Reasoning Regarding Public Interest
The court also considered the public interest, which aligned with the objectives of the Telecommunications Act to enhance competition within the telecommunications market. By allowing Telecorp to proceed with its application, the court noted that it would contribute to increased competition, ultimately benefiting consumers through more choices and potentially lower prices for telecommunications services. The court highlighted that fostering competition was a fundamental goal of the TCA, and denying the special permit would be counterproductive to this goal. The public interest in promoting a more competitive telecommunications landscape further supported the court’s decision to grant the preliminary injunction, as it would enable Telecorp to enter the market alongside its competitors.
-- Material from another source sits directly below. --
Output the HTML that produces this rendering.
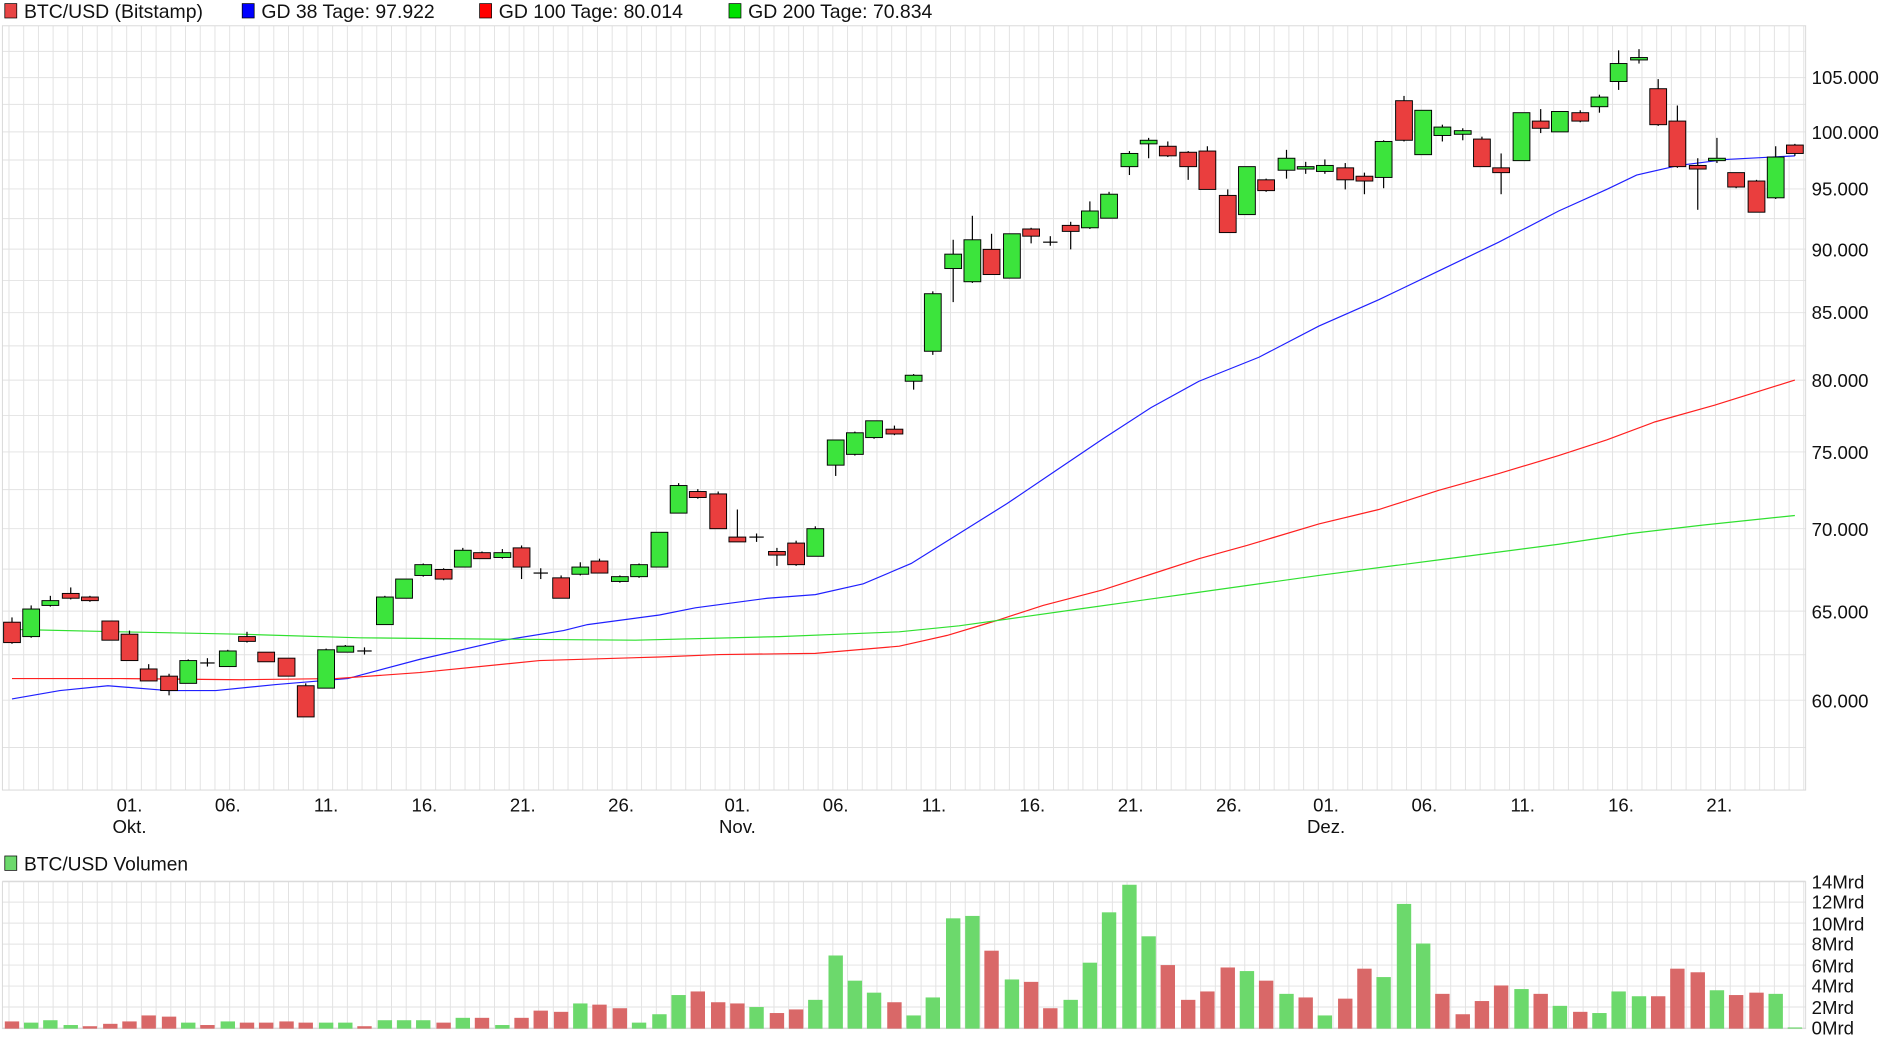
<!DOCTYPE html>
<html><head><meta charset="utf-8"><style>
html,body{margin:0;padding:0;background:#fff;width:1880px;height:1049px;overflow:hidden}
svg{display:block}
text{font-family:"Liberation Sans",sans-serif;fill:#111}
</style></head><body>
<svg id="s" width="1880" height="1049" viewBox="0 0 1568 875" preserveAspectRatio="none">
<g id="grid"></g>
<g id="ma"></g>
<g id="cd"></g>
<g id="vol"></g>
<rect x="4" y="3" width="10" height="12" fill="#e84545" stroke="#000" stroke-width="0.6"/>
<text x="20" y="15" font-size="16.2">BTC/USD (Bitstamp)</text>
<rect x="202" y="3" width="10" height="12" fill="#0000ff" stroke="#000" stroke-width="0.6"/>
<text x="218" y="15" font-size="16.2">GD 38 Tage: 97.922</text>
<rect x="400" y="3" width="10" height="12" fill="#ff0000" stroke="#000" stroke-width="0.6"/>
<text x="416" y="15" font-size="16.2">GD 100 Tage: 80.014</text>
<rect x="608" y="3" width="10" height="12" fill="#00e000" stroke="#000" stroke-width="0.6"/>
<text x="624" y="15" font-size="16.2">GD 200 Tage: 70.834</text>
<rect x="4" y="714" width="10" height="12" fill="#6cd96c" stroke="#000" stroke-width="0.6"/>
<text x="20" y="726" font-size="16">BTC/USD Volumen</text>
<g font-size="15.5">
<text x="1511" y="70">105.000</text>
<text x="1511" y="116">100.000</text>
<text x="1511" y="163">95.000</text>
<text x="1511" y="214">90.000</text>
<text x="1511" y="266">85.000</text>
<text x="1511" y="323">80.000</text>
<text x="1511" y="383">75.000</text>
<text x="1511" y="447">70.000</text>
<text x="1511" y="516">65.000</text>
<text x="1511" y="590">60.000</text>
<text x="1511" y="741">14Mrd</text>
<text x="1511" y="758">12Mrd</text>
<text x="1511" y="776">10Mrd</text>
<text x="1511" y="793">8Mrd</text>
<text x="1511" y="811">6Mrd</text>
<text x="1511" y="828">4Mrd</text>
<text x="1511" y="846">2Mrd</text>
<text x="1511" y="863">0Mrd</text>
</g>
<g font-size="15.5" text-anchor="middle">
<text x="108" y="677">01.</text><text x="108" y="695">Okt.</text>
<text x="190" y="677">06.</text>
<text x="272" y="677">11.</text>
<text x="354" y="677">16.</text>
<text x="436" y="677">21.</text>
<text x="518" y="677">26.</text>
<text x="615" y="677">01.</text><text x="615" y="695">Nov.</text>
<text x="697" y="677">06.</text>
<text x="779" y="677">11.</text>
<text x="861" y="677">16.</text>
<text x="943" y="677">21.</text>
<text x="1025" y="677">26.</text>
<text x="1106" y="677">01.</text><text x="1106" y="695">Dez.</text>
<text x="1188" y="677">06.</text>
<text x="1270" y="677">11.</text>
<text x="1352" y="677">16.</text>
<text x="1434" y="677">21.</text>
</g>
</svg>
<script>
var NS="http://www.w3.org/2000/svg";
function el(p,t,a){var e=document.createElementNS(NS,t);for(var k in a)e.setAttribute(k,a[k]);p.appendChild(e);return e;}
var g=document.getElementById('grid');
function py(p){return 110-928*Math.log(p/100000);}
for(var x=7.5;x<1506;x+=12.27){el(g,'line',{x1:x,x2:x,y1:21.5,y2:659,stroke:'#e2e2e2','stroke-width':0.8});el(g,'line',{x1:x,x2:x,y1:735.5,y2:858,stroke:'#e2e2e2','stroke-width':0.8});}
for(var p=57500;p<=107500;p+=2500){var y=py(p);if(y>21&&y<659)el(g,'line',{x1:2,x2:1506,y1:y,y2:y,stroke:'#e2e2e2','stroke-width':0.8});}
for(var i=0;i<=7;i++){var y=857.5-i*17.5;el(g,'line',{x1:2,x2:1506,y1:y,y2:y,stroke:'#e2e2e2','stroke-width':0.8});}
el(g,'rect',{x:2,y:21.5,width:1504,height:637.5,fill:'none',stroke:'#d8d8d8','stroke-width':0.8});
el(g,'rect',{x:2,y:735.5,width:1504,height:122.5,fill:'none',stroke:'#d8d8d8','stroke-width':0.8});
var m=document.getElementById('ma');
function line(pts,c){el(m,'polyline',{points:pts.map(function(q){return q.join(',')}).join(' '),fill:'none',stroke:c,'stroke-width':1});}
line([[10,583],[50,576],[90,572],[140,576],[180,576],[230,571],[290,566],[350,550],[420,534],[470,526],[490,521],[550,513],[580,507],[640,499],[680,496],[720,487],[760,470],[800,445],[840,420],[880,393],[920,366],[960,340],[1000,318],[1050,298],[1100,272],[1150,250],[1200,226],[1250,202],[1300,176],[1340,158],[1365,146],[1400,138],[1440,133],[1497,130]],'#2020ff');
line([[10,566],[100,566],[200,567],[280,566],[350,561],[450,551],[550,548],[600,546],[680,545],[750,539],[790,530],[830,518],[870,505],[920,492],[960,479],[1000,466],[1040,455],[1100,437],[1150,425],[1200,409],[1250,395],[1300,380],[1340,367],[1380,352],[1430,338],[1497,317]],'#ff2020');
line([[10,525],[100,527],[200,529],[300,532],[400,533],[530,534],[650,531],[750,527],[800,522],[850,515],[900,508],[1000,494],[1100,480],[1200,467],[1300,454],[1360,445],[1420,438],[1497,430]],'#30e030');
var C=[[10,519,536,515,537,'r'],[26,508,531,505,532,'g'],[42,501,505,497,506,'g'],[59,495,499,490,500,'r'],[75,498,501,497,502,'r'],[92,518,534,518,534,'r'],[108,529,551,526,551,'r'],[124,558,568,554,568,'r'],[141,564,576,562,580,'r'],[157,551,570,550,570,'g'],[173,553,553,549,556,'d'],[190,543,556,542,556,'g'],[206,531,535,527,536,'r'],[222,544,552,544,552,'r'],[239,549,564,549,564,'r'],[255,572,598,570,598,'r'],[272,542,574,541,574,'g'],[288,539,544,538,544,'g'],[304,543,543,540,546,'d'],[321,498,521,497,521,'g'],[337,483,499,483,499,'g'],[353,471,480,470,481,'g'],[370,475,483,474,484,'r'],[386,459,473,457,473,'g'],[402,461,466,460,466,'r'],[419,461,465,458,466,'g'],[435,457,473,455,483,'r'],[451,478,478,474,483,'d'],[468,482,499,480,499,'r'],[484,473,479,469,480,'g'],[500,468,478,466,478,'r'],[517,481,485,480,486,'g'],[533,471,481,470,482,'g'],[550,444,473,444,473,'g'],[566,405,428,403,428,'g'],[582,410,415,408,416,'r'],[599,412,441,410,441,'r'],[615,448,452,425,452,'r'],[631,448,448,445,452,'d'],[648,460,463,457,472,'r'],[664,453,471,451,472,'r'],[680,441,464,439,464,'g'],[697,367,388,367,397,'g'],[713,361,379,360,380,'g'],[729,351,365,351,366,'g'],[746,358,362,355,363,'r'],[762,313,318,312,325,'g'],[778,245,293,243,296,'g'],[795,212,224,200,252,'g'],[811,200,235,180,236,'g'],[827,208,229,195,229,'r'],[844,195,232,195,232,'g'],[860,191,197,190,203,'r'],[876,202,202,197,205,'d'],[893,188,193,185,208,'r'],[909,176,190,168,191,'g'],[925,162,182,160,182,'g'],[942,128,139,126,146,'g'],[958,117,120,115,132,'g'],[974,122,130,118,131,'r'],[991,127,139,126,150,'r'],[1007,126,158,122,158,'r'],[1024,163,194,158,194,'r'],[1040,139,179,139,179,'g'],[1056,150,159,149,160,'r'],[1073,132,142,125,149,'g'],[1089,139,141,135,145,'g'],[1105,138,143,133,145,'g'],[1122,140,150,136,158,'r'],[1138,147,151,144,162,'r'],[1154,118,148,117,157,'g'],[1171,84,117,80,118,'r'],[1187,92,129,92,129,'g'],[1203,106,113,104,118,'g'],[1220,109,112,107,117,'g'],[1236,116,139,114,139,'r'],[1252,140,144,128,162,'r'],[1269,94,134,94,134,'g'],[1285,101,107,91,111,'r'],[1301,93,110,93,110,'g'],[1318,94,101,92,102,'r'],[1334,81,89,79,94,'g'],[1350,53,68,42,75,'g'],[1367,48,50,41,53,'g'],[1383,74,104,66,105,'r'],[1399,101,139,88,140,'r'],[1416,138,141,132,175,'r'],[1432,132,134,115,136,'g'],[1448,144,156,144,157,'r'],[1465,151,177,150,177,'r'],[1481,131,165,122,166,'g'],[1497,121,128,120,130,'r']];
var cd=document.getElementById('cd');
C.forEach(function(c){var x=c[0];el(cd,'line',{x1:x,x2:x,y1:c[3],y2:c[4],stroke:'#000','stroke-width':1});
if(c[5]=='d'){el(cd,'line',{x1:x-6,x2:x+6,y1:c[1],y2:c[1],stroke:'#000','stroke-width':1});}
else el(cd,'rect',{x:x-7,y:c[1],width:14,height:Math.max(1,c[2]-c[1]),fill:c[5]=='g'?'#3ce43c':'#ea3e3e',stroke:'#000','stroke-width':0.8});});
var V=[[10,852,'r'],[26,853,'g'],[42,851,'g'],[59,855,'g'],[75,856,'r'],[92,854,'r'],[108,852,'r'],[124,847,'r'],[141,848,'r'],[157,853,'g'],[173,855,'r'],[190,852,'g'],[206,853,'r'],[222,853,'r'],[239,852,'r'],[255,853,'r'],[272,853,'g'],[288,853,'g'],[304,856,'r'],[321,851,'g'],[337,851,'g'],[353,851,'g'],[370,853,'r'],[386,849,'g'],[402,849,'r'],[419,855,'g'],[435,849,'r'],[451,843,'r'],[468,844,'r'],[484,837,'g'],[500,838,'r'],[517,841,'r'],[533,853,'g'],[550,846,'g'],[566,830,'g'],[582,827,'r'],[599,836,'r'],[615,837,'r'],[631,840,'g'],[648,845,'r'],[664,842,'r'],[680,834,'g'],[697,797,'g'],[713,818,'g'],[729,828,'g'],[746,836,'r'],[762,847,'g'],[778,832,'g'],[795,766,'g'],[811,764,'g'],[827,793,'r'],[844,817,'g'],[860,819,'r'],[876,841,'r'],[893,834,'g'],[909,803,'g'],[925,761,'g'],[942,738,'g'],[958,781,'g'],[974,805,'r'],[991,834,'r'],[1007,827,'r'],[1024,807,'r'],[1040,810,'g'],[1056,818,'r'],[1073,829,'g'],[1089,832,'r'],[1105,847,'g'],[1122,833,'r'],[1138,808,'r'],[1154,815,'g'],[1171,754,'g'],[1187,787,'g'],[1203,829,'r'],[1220,846,'r'],[1236,835,'r'],[1252,822,'r'],[1269,825,'g'],[1285,829,'r'],[1301,839,'g'],[1318,844,'r'],[1334,845,'g'],[1350,827,'g'],[1367,831,'g'],[1383,831,'r'],[1399,808,'r'],[1416,811,'r'],[1432,826,'g'],[1448,830,'r'],[1465,828,'r'],[1481,829,'g'],[1497,857,'g']];
var vg=document.getElementById('vol');
V.forEach(function(v){el(vg,'rect',{x:v[0]-6,y:v[1],width:12,height:858-v[1],fill:v[2]=='g'?'#6cd96c':'#d96868'});});
</script>
</body></html>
Thus, the court concluded that the public interest was best served by allowing Telecorp to install its antennas, thereby enhancing competition.
Conclusion
In summary, the court found that Telecorp established a likelihood of success on the merits due to the Planning Board's lack of substantial evidence for its denial of the special permit. The potential for irreparable harm to Telecorp was significant, given the competitive nature of the telecommunications industry and the delays caused by the Board's actions. The balance of equities favored Telecorp, as the minimal burden on the Defendants did not compare to the substantial harm that Telecorp would experience. Additionally, the public interest in promoting competition further justified the issuance of the preliminary injunction. Thus, the court ruled in favor of Telecorp, ordering the Planning Board to issue the necessary permits by a specified date, reinforcing the importance of adhering to the requirements set forth in the Telecommunications Act.